Details of the Allegations
The plaintiffs detailed specific instances of misreporting and accounting improprieties, which collectively raised the strong inference of scienter required under the PSLRA. They pointed out that Telxon had restated its financial results multiple times within a short period, revealing significant discrepancies between reported and actual financial data. The court acknowledged that the plaintiffs had provided sufficient factual detail regarding the misstatements, including the specific transactions and accounting practices that led to the inaccuracies. Furthermore, the allegations included the timing of these misstatements, which often coincided with critical corporate events, such as the rejection of a takeover bid, suggesting an intent to mislead investors. The court concluded that the plaintiffs met the heightened pleading standard by presenting a comprehensive narrative of the alleged fraud.

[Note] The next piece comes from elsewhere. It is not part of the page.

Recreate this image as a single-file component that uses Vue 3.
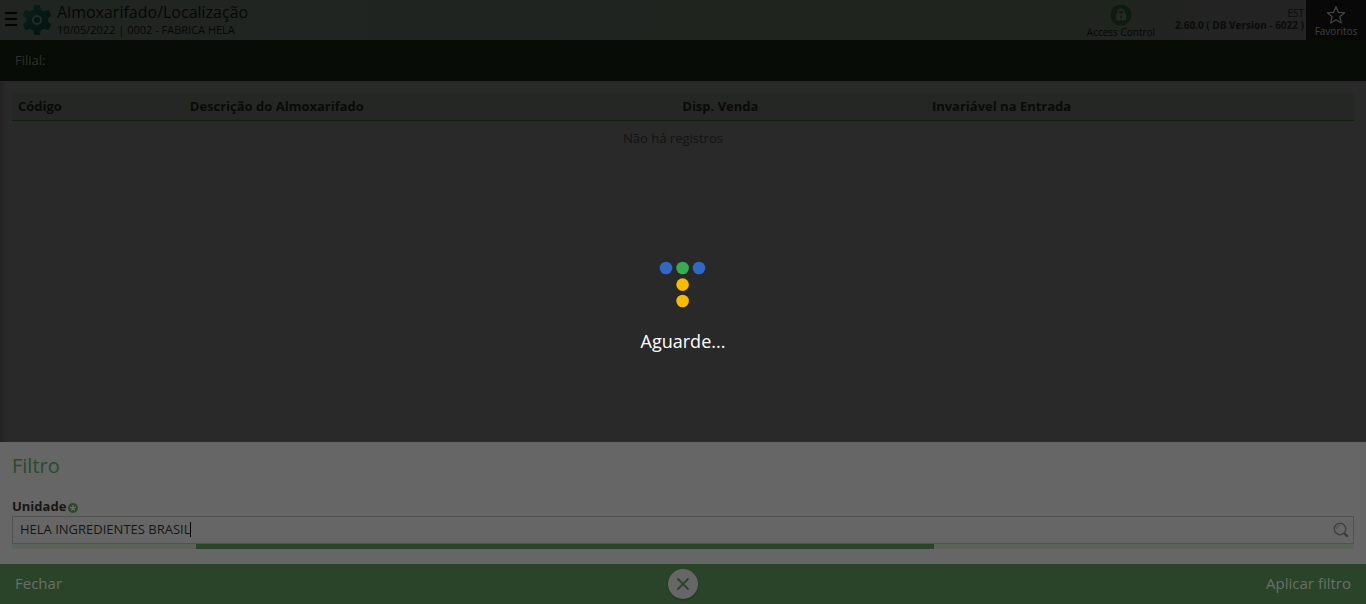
<script setup>
import { ref } from 'vue'

const unit = ref('HELA INGREDIENTES BRASIL')
const columns = [
  { label: 'Código', name: 'code' },
  { label: 'Descrição do Almoxarifado', name: 'description' },
  { label: 'Disp. Venda', name: 'sale' },
  { label: 'Invariável na Entrada', name: 'entry' }
]
</script>

<template>
  <div class="screen">
    <header class="topbar">
      <button class="menu" aria-label="Menu"><i></i><i></i><i></i></button>
      <svg class="gear" viewBox="0 0 28 32" aria-hidden="true">
        <defs>
          <linearGradient id="gearFill" x1="0" y1="0" x2="1" y2="1">
            <stop offset="0" stop-color="#0b1f1a" />
            <stop offset="1" stop-color="#021210" />
          </linearGradient>
        </defs>
        <path
          fill="url(#gearFill)"
          stroke="url(#gearFill)"
          stroke-width="2"
          stroke-linejoin="round"
          d="M12 2h4l1 4 4 2.500 4-1.500 2 4-3 3v4l3 3-2 4-4-1.500-4 2.500-1 4h-4l-1-4-4-2.500-4 1.500-2-4 3-3v-4l-3-3 2-4 4 1.500 4-2.500z"
        />
        <circle cx="14" cy="16" r="4" fill="#061613" stroke="#1f2c28" stroke-width="2" />
      </svg>
      <div class="heading">
        <h1>Almoxarifado/Localização</h1>
        <p>10/05/2022 | 0002 - FABRICA HELA</p>
      </div>
      <button class="access">
        <svg viewBox="0 0 22 22" aria-hidden="true">
          <circle cx="11" cy="11" r="10.500" fill="#0e1c0e" />
          <path d="M8 10V8.500a3 3 0 0 1 6 0V10" fill="none" stroke="#242924" stroke-width="1.800" />
          <rect x="6" y="9.500" width="10" height="7" rx="1" fill="#242924" />
          <path d="M11 11.500v3" stroke="#0e1c0e" stroke-width="1.500" />
        </svg>
        <span>Access Control</span>
      </button>
      <div class="version">
        <span>EST</span>
        <strong>2.60.0 ( DB Version - 6022 )</strong>
      </div>
      <button class="favorites">
        <svg viewBox="0 0 20 20" aria-hidden="true">
          <path
            d="M10 1.500l2.400 5.800 6.100.4-4.700 4 1.500 6.300L10 14.700 4.700 18l1.500-6.300-4.700-4 6.100-.4z"
            fill="none"
            stroke="#454545"
            stroke-width="1.200"
            stroke-linejoin="round"
          />
        </svg>
        <span>Favoritos</span>
      </button>
    </header>

    <div class="branch">Filial:</div>

    <main class="content">
      <table>
        <thead>
          <tr>
            <th v-for="c in columns" :key="c.name" :class="c.name" scope="col">{{ c.label }}</th>
          </tr>
        </thead>
        <tbody>
          <tr>
            <td :colspan="columns.length">Não há registros</td>
          </tr>
        </tbody>
      </table>
    </main>

    <section class="filter">
      <h2>Filtro</h2>
      <label for="unit">
        Unidade
        <svg viewBox="0 0 10 10" aria-hidden="true">
          <circle cx="5" cy="5" r="5" fill="#2a4a29" />
          <path d="M5 5V2M5 5l2.900-.9M5 5l1.800 2.400M5 5L3.200 7.400M5 5l-2.900-.9" stroke="#6a6f6a" stroke-width="1.300" />
        </svg>
      </label>
      <div class="field">
        <input id="unit" v-model="unit" type="text" autocomplete="off" />
        <span class="caret"></span>
        <button class="search" aria-label="Pesquisar">
          <svg viewBox="0 0 16 16" aria-hidden="true">
            <circle cx="7" cy="7" r="5.800" fill="none" stroke="#414141" stroke-width="1.400" />
            <path d="M3.600 7A3.400 3.400 0 0 1 7 3.600" fill="none" stroke="#494949" />
            <path d="M11.200 11.200l3.600 3.600" stroke="#393939" stroke-width="2" />
          </svg>
        </button>
      </div>
      <div class="progress"><div class="bar"></div></div>
    </section>

    <footer class="actions">
      <button class="close">Fechar</button>
      <button class="round" aria-label="Cancelar">
        <svg viewBox="0 0 14 14" aria-hidden="true">
          <path d="M2 2l10 10M12 2L2 12" stroke="#2a4429" stroke-width="1.800" stroke-linecap="round" />
        </svg>
      </button>
      <button class="apply">Aplicar filtro</button>
    </footer>

    <div class="loading" role="status">
      <svg viewBox="0 0 48 48" aria-hidden="true">
        <circle cx="7" cy="7" r="6.300" fill="#2f68c5" />
        <circle cx="23.600" cy="7" r="6.300" fill="#3aaa53" />
        <circle cx="40" cy="7" r="6.300" fill="#2f68c5" />
        <circle cx="23.600" cy="23.600" r="6.300" fill="#f6bb05" />
        <circle cx="23.600" cy="40" r="6.300" fill="#f6bb05" />
      </svg>
      <span>Aguarde...</span>
    </div>
  </div>
</template>

<style>
body {
  margin: 0;
  background: #292929;
}
</style>

<style scoped>
.screen {
  position: relative;
  display: flex;
  flex-direction: column;
  min-height: 100vh;
  font-family: "Open Sans", "Noto Sans", sans-serif;
  font-size: 13px;
  color: #0a0a0a;
  background: linear-gradient(90deg, #222222, #292929 6px);
}
.screen * {
  box-sizing: border-box;
}
button {
  padding: 0;
  border: 0;
  background: none;
  font-family: inherit;
  color: inherit;
}
h1,
h2,
p {
  margin: 0;
  font-weight: 400;
}
svg {
  display: block;
}
.topbar {
  display: flex;
  height: 40px;
  background: linear-gradient(90deg, #212521, #20241f 80%, #232323 90%);
}
.menu {
  display: flex;
  flex-direction: column;
  justify-content: center;
  gap: 4px;
  width: 12px;
  margin-left: 5px;
  padding-bottom: 2px;
}
.menu i {
  height: 2px;
  background: #020302;
}
.gear {
  width: 28px;
  height: 32px;
  margin: 4px 6px 0;
}
.heading {
  flex: 1;
}
.heading h1 {
  font-size: 16px;
  line-height: 24px;
  color: #060706;
}
.heading p {
  font-size: 11px;
  line-height: 11px;
  color: #060706;
}
.access,
.favorites {
  display: flex;
  flex-direction: column;
  align-items: center;
  font-size: 10px;
  line-height: 12px;
}
.access {
  margin-right: 20px;
  padding-top: 4px;
  color: #050605;
}
.access svg {
  width: 22px;
  height: 22px;
}
.version {
  display: flex;
  flex-direction: column;
  align-items: flex-end;
  padding: 7px 2px 0 0;
  font-size: 10px;
  line-height: 12px;
  color: #0a0b0a;
}
.favorites {
  width: 60px;
  padding-top: 5px;
  background: #080808;
  color: #414141;
}
.favorites svg {
  width: 20px;
  height: 20px;
}
.branch {
  height: 41px;
  padding-left: 15px;
  line-height: 41px;
  background: #070c06;
  color: #2e312e;
}
.content {
  flex: 1;
  padding: 12px 12px 0;
}
table {
  width: 100%;
  table-layout: fixed;
  border-spacing: 0;
}
th {
  height: 28px;
  padding: 0 6px 2px;
  background: #242723;
  border-bottom: 1px solid #10200f;
  text-align: left;
}
.code {
  width: 12.8%;
}
.description {
  width: 36.7%;
}
.sale {
  width: 18.6%;
}
td {
  height: 34px;
  padding: 0 20px 0 0;
  text-align: center;
  color: #131313;
}
.filter {
  padding: 12px 12px 15px;
  background: #666666;
}
h2 {
  font-size: 20px;
  line-height: 24px;
  color: #2b4a2a;
}
label {
  display: flex;
  align-items: center;
  gap: 2px;
  margin-top: 20px;
  padding-bottom: 2px;
  font-weight: 700;
  line-height: 16px;
  color: #161616;
}
label svg {
  width: 10px;
  height: 10px;
  margin-top: 4px;
}
.field {
  position: relative;
  display: flex;
  align-items: center;
  height: 28px;
  border: 1px solid #515151;
}
input {
  flex: 1;
  min-width: 0;
  height: 100%;
  padding: 0 7px 2px;
  border: 0;
  outline: 0;
  background: none;
  font: inherit;
  color: #161616;
}
.caret {
  position: absolute;
  left: 177px;
  top: 5px;
  width: 1px;
  height: 15px;
  background: #000000;
}
.search {
  margin-right: 4px;
}
.search svg {
  width: 16px;
  height: 16px;
}
.progress {
  height: 5px;
  background: #5b645a;
}
.bar {
  width: 55%;
  height: 100%;
  margin-left: 13.7%;
  background: #2a4429;
}
.actions {
  display: grid;
  grid-template-columns: 1fr auto 1fr;
  align-items: center;
  height: 40px;
  padding: 0 15px;
  background: #2a4429;
  color: #6a6f6a;
}
.close,
.apply {
  justify-self: start;
  padding-bottom: 2px;
  font-size: 15px;
  line-height: 20px;
}
.apply {
  justify-self: end;
}
.round {
  display: grid;
  place-items: center;
  width: 30px;
  height: 30px;
  border-radius: 50%;
  background: #666666;
  box-shadow: 0 1px 2px #1e321d;
}
.round svg {
  width: 14px;
  height: 14px;
}
.loading {
  position: absolute;
  inset: 0;
  display: flex;
  flex-direction: column;
  align-items: center;
  justify-content: center;
  gap: 20px;
  padding-top: 10px;
  font-size: 18px;
  line-height: 24px;
  color: #ffffff;
  pointer-events: none;
}
.loading svg {
  width: 48px;
  height: 48px;
}
</style>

Rejection of Defendants' Arguments
The court rejected several arguments put forth by the defendants in support of their motion to dismiss. Defendants claimed that the plaintiffs relied heavily on motive and opportunity allegations, which the court found insufficient on their own. However, the court clarified that motive and opportunity could be considered alongside other allegations to form a more complete picture of the defendants' conduct. Additionally, the court dismissed the defense's assertion that errors in accounting principles alone did not establish intent, noting that the magnitude and repeated nature of the errors suggested recklessness. The court also ruled against the defendants' claims that forward-looking statements were protected under the PSLRA, emphasizing that the plaintiffs’ allegations primarily concerned misrepresentations of historical fact rather than mere projections.
Conclusion of the Court
In conclusion, the court held that the plaintiffs had adequately stated a claim for securities fraud against Telxon and its executives. The combination of material misstatements, a strong inference of reckless conduct, and detailed allegations of improper accounting practices led the court to deny the defendants' motion to dismiss. The court recognized the importance of allowing the case to proceed, as the allegations raised significant questions regarding the integrity of Telxon's financial disclosures and the motivations of its executives. This decision underscored the court's commitment to protecting investors from deceptive practices that could harm their financial interests. Ultimately, the ruling allowed the plaintiffs to seek redress for their losses in the wake of Telxon's misleading financial reporting.